Thursday, July 4, 2013

Bad news and the case of Morsi in Egypt

Generally speaking, the new reporting, newspapers, news TV and news blogs are bad.  I don't delude myself into thinking it was ever any good, generally.  Newspapers have always been owned by people who shaped their papers according to their interests - from William Randolph Hearst to Rupert Murdoch, from the New York Times to the BBC.

The BBC is where I am starting this little adventure.  In Egypt, they have had a lot of anti-democratic protests that have lead to the Egyptian army ousting the legally elected President of Egypt, suspending the Egyptian Constitution and installing a stooge.  As of me writing this, the BBC, nor any news source I've seen, has called this an anti-democratic military coup that demonstrates the lack of both democracy and the rule of law in Egypt.  The Egyptian army is now in the business of deposing civilian leaders as they see fit.  Egypt is a de facto military oligarchy, a banana republic, with elections and the rule of law a farce.

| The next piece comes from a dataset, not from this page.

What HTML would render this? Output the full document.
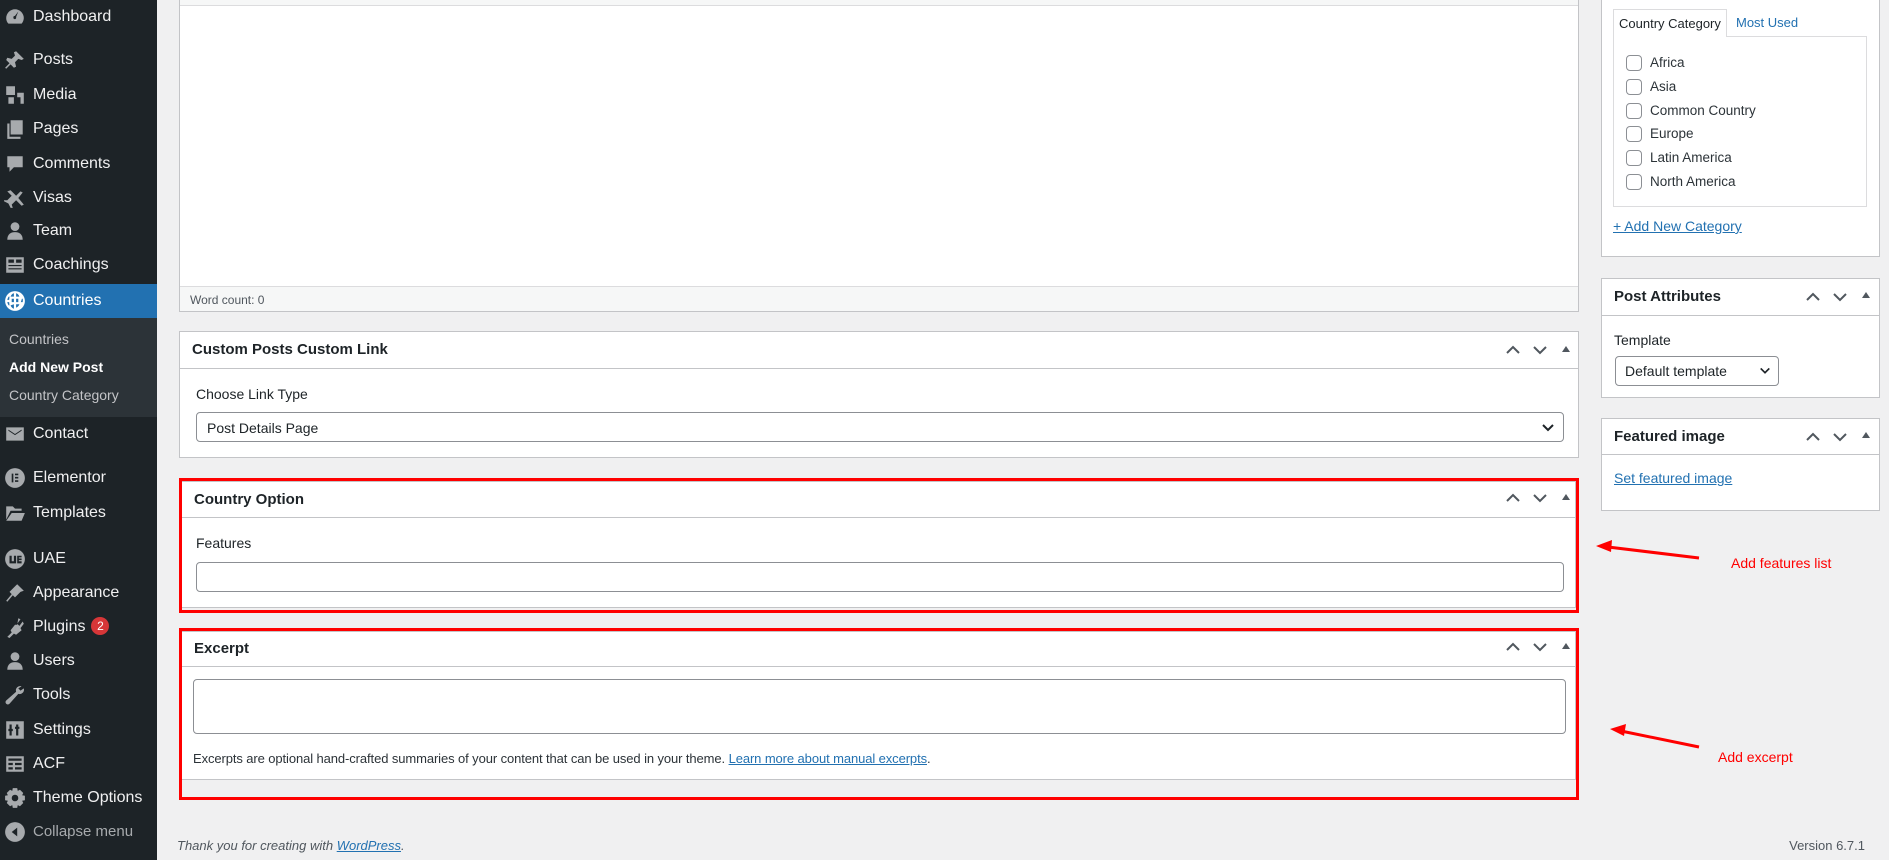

For some reason, the BBC - my primary news source - doesn't seem to recognize the banana republic nature of Egypt or the generally recognized belief that military oligarchic dictatorships are horrible forms of government even when they seem to be supporting populist causes.  That support is entirely coincidental.  Almost always, military oligarchies end up in civil war as either they shift from supporting populist causes to opposing them for their own gain and/or the colonels who run the military carve out their own private fiefdoms and start squabbling with each other.  The fact that Egypt is quite likely set on a course of protracted civil strife and/or warlordism is simply not brought up because, I think, the narrative that the recent populist uprisings in the Middle East - the so-called Arab Spring - are essentially benevolent and democratic in character, rather than the horrible clusterfuck that has made Egypt, in whole, an even worse place than when under more stable forms of dictatorship.

It's like when we in the West don't like a government, we have this incredibly, just shockingly naive view that any revolution is a good one.  Which is why in Afghanistan we supported al-Qaida and the Taliban, why we supported Saddam Hussein against Iran, why we supported the brutal Shah of Iran in murdering Mossedegh, why we propped Manuel Noriega's rule in Panama, the list just goes on and on.  We think that because we don't like a ruler that anyone resisting that rule must be a-okay.

We're currently making the same mistake in Syria, too.  Is Assad a tyrant?  Yes.  But there's a lot of reason to think the rebels are every bit as tyrannical as Assad and anti-West.  Oh, plus, it could start another cold war with Russia and China.  But here we are, supporting crazy religious zealots against a secular tyrant because we dislike Syria's persistent autonomy and it's unwillingness to line up as a client state of the US.

Likewise, we're praising the Egyptian army's impending warlordism and Egypt's civil strife even as the supposed Arab Spring turns more and more into an Arab Winter as sectarian violence grips the area.  Even as religious hostilities in Iraq increase, and the American withdrawal from Afghanistan highlights how little power the Kabul government has, even as our missile strikes into Pakistan continue to destabilize that country socially and politically, as war rages in Syria, as demonstrations get violent in Turkey, the newspapers are essentially reporting that the destruction of the rule of law and the rule of colonels in a banana republic in Egypt are a good thing.